Chad Ferrin's no-budget effort Easter Bunny Kill! Kill! is a remarkably odd film for a few reasons. The aspect that at once strikes is the quality of the performances – absolutely, jaw-droppingly awful. The second remarkable element is a relatively tangential plot line that gives this film a serious nudge into ghastly, upsetting territory: it would be easy to say that this shift is gratuitous, but it should be recognised for the fact that it takes Easter Bunny up a notch as both a suspense thriller and a shock exploitationer.

The acting is utterly woeful by any measure, and because the movie has a few pacing problems early on, it tries the viewer's patience fast and hard. My advice would be to persist with the film, because from about half way through it becomes a thoroughly mean-spirited and often disturbing exercise in aberrance and depravity.

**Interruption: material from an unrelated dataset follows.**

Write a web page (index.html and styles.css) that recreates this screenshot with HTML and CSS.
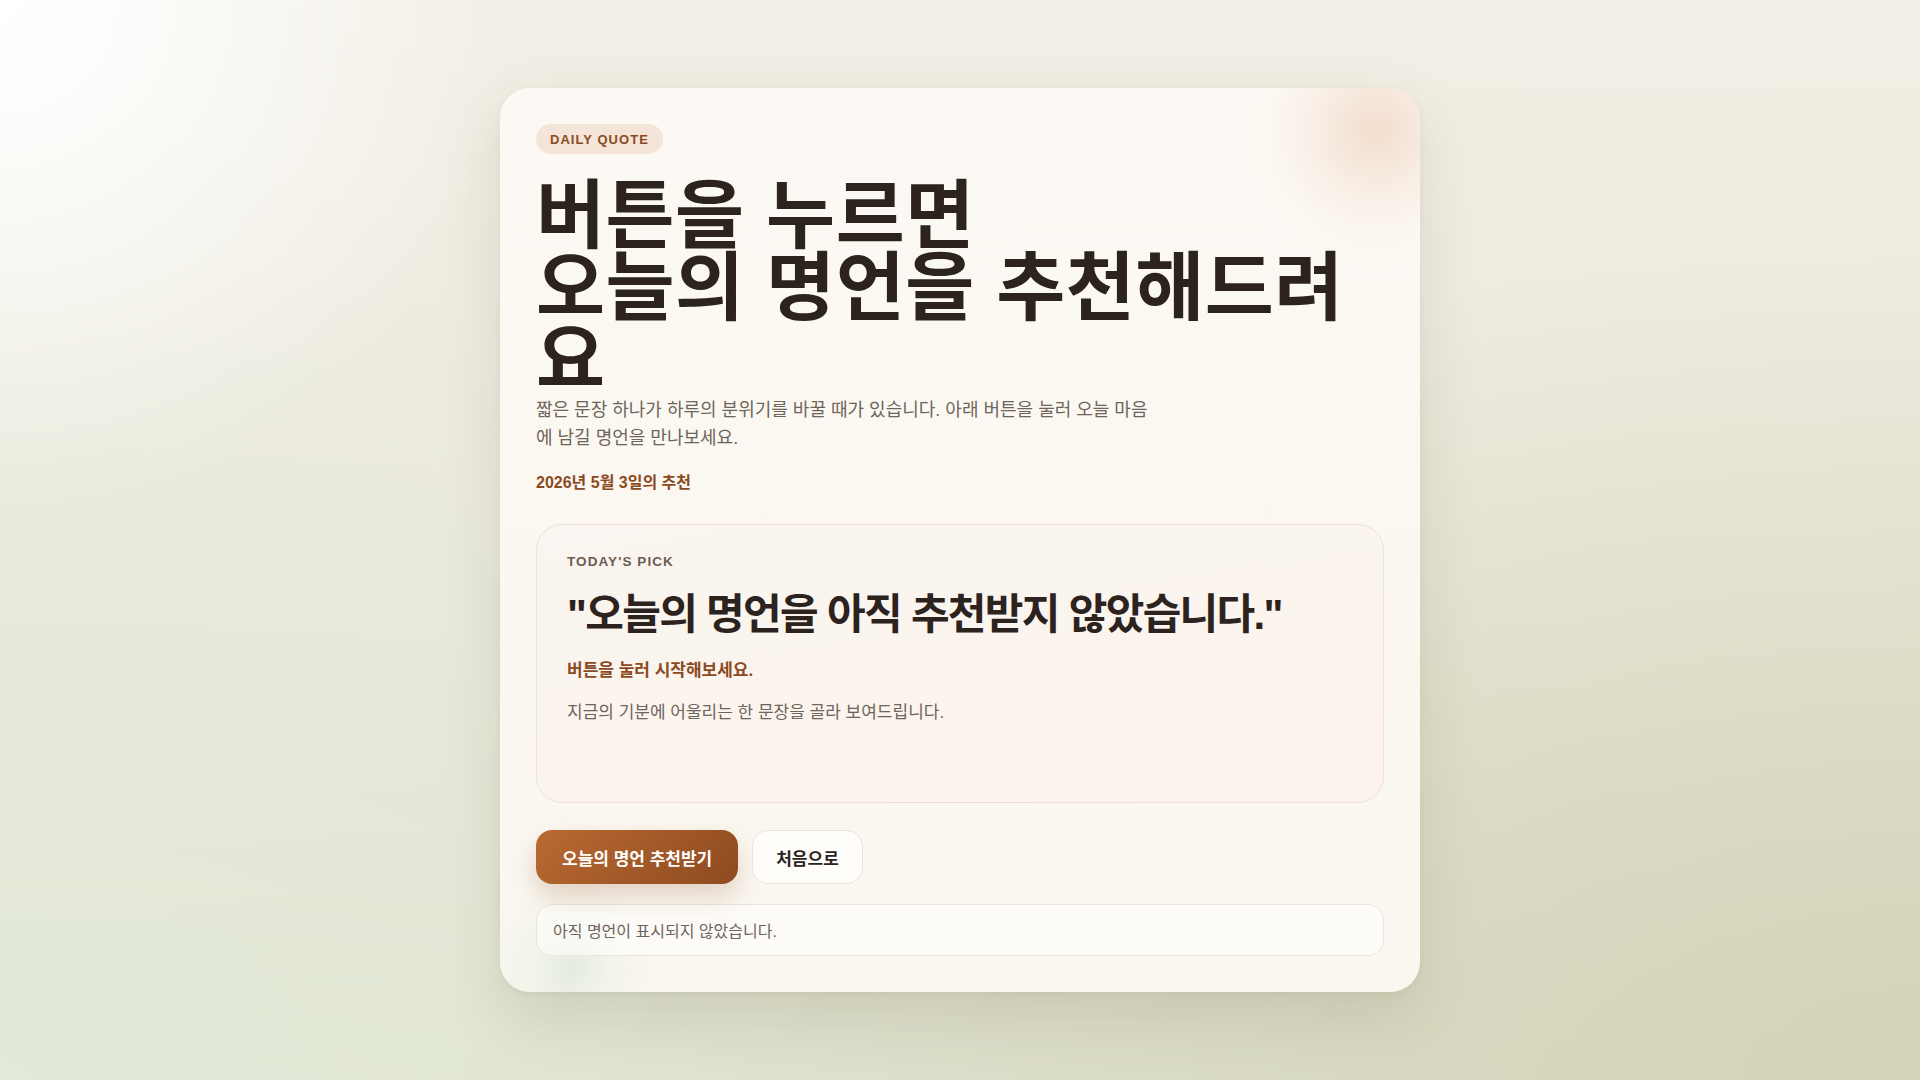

Ferrin's film is neither nice to watch nor nice to look at, but the sheer grime of it is reminiscent of those sleazy masterpieces of seventies Americana – think The Candy Snatchers or Last House on Dead End Street. It's a pity, then, that the performances are so bad: if they were of a higher quality by all of the performers, this could have been a truly remarkable debut effort.

The aforementioned pacing problems iron themselves out after about half an hour or so, and they're mainly due to an initially directionless plot: until Mindy vacates the house and we're left to see the interactions between an hysterically upset Nicholas and an implacably vile Remington, one is quite unsure where the hell Ferrin is going with his movie. The dialogue is awful, and it is delivered with no irony by the hapless performers that people this movie.

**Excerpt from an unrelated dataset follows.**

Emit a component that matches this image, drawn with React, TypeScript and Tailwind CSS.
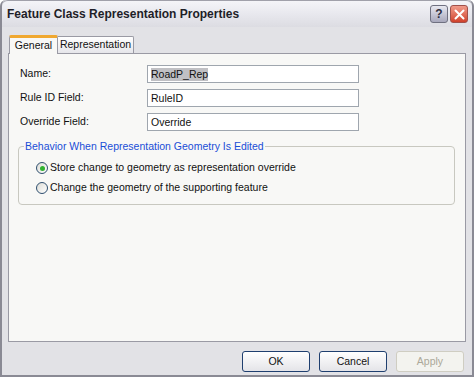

The dénouement is ridiculous but unexpected, and, for this reason (and because this whole movie is pretty ridiculous) it seems to work. The best thing about it, though, and the best thing about most movies like this one, is the mood that it evokes: it is filthy, it is aggressive, the comedy is jet-black and the violence comes in shocking staccato bursts. These qualities are Ferrin's doing, and he should be applauded for them. With a more polished screenplay and a new cast, this Z-grade effort could have been a pretty exceptional exploitation flick. I'm looking forward to more from the director.

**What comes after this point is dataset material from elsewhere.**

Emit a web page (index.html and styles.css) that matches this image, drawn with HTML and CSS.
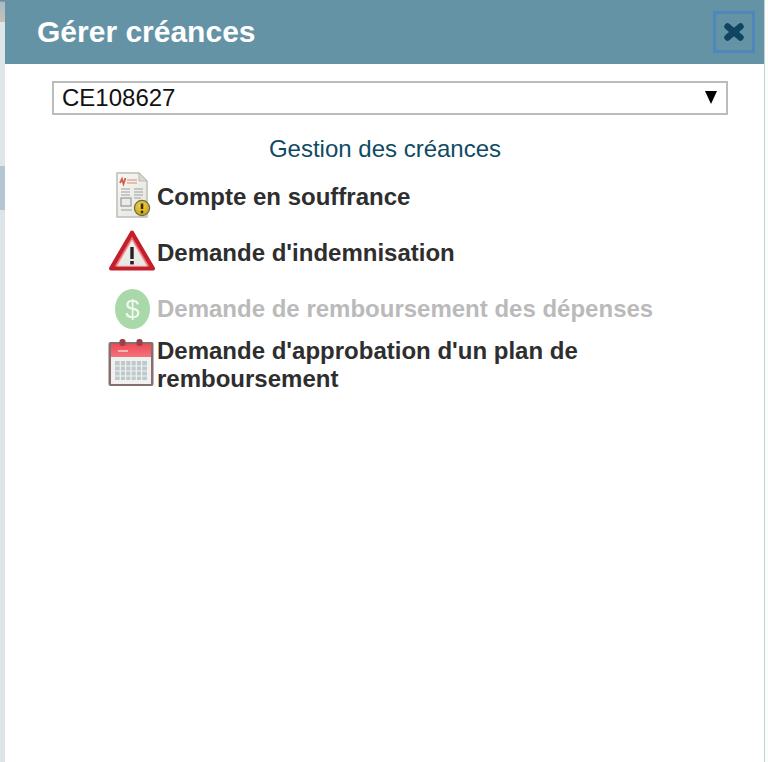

Shot on fuzzy video, Easter Bunny, Kill! Kill!'s 16:9 presentation is dark and murky, although the cinematography adds a seediness that serves the film's overall tone well.
English audio track is presented in Dolby 5.1. It sounds pretty muddy, but I wasn't expecting crystal clear, top-notch audio-visual quality.
Extra Features
Along with a feature commentary from Ferrin and Muskatell Monster has included a 17-minute featurette on the castingm abd trailers for Ferrin films, Easter Bunny and Someone's Knocking at the Door.

I'll take another opportunity here to spruik Monster Pictures, a new label that branches off established budget distributor Bounty. Monster Pictures release little-known cult horror efforts and bankroll local product. Their recent output, which includes The Human Centipede: The First Sequence and Resurrection County, makes them a new best friend for Region 4 genre fans.
The Verdict
Movie Score
Disc Score
Overall Score
Without the brutally nihilistic tone of this jaw-droppingly politically incorrect effort, Easter Bunny Kill! Kill! would have been a failure. Political incorrectness and overall nihilism is the ultimate capital for exploitation movies, and the presence of both elements in spades makes it much easier to forgive the dreadful performances and uneven screenplay.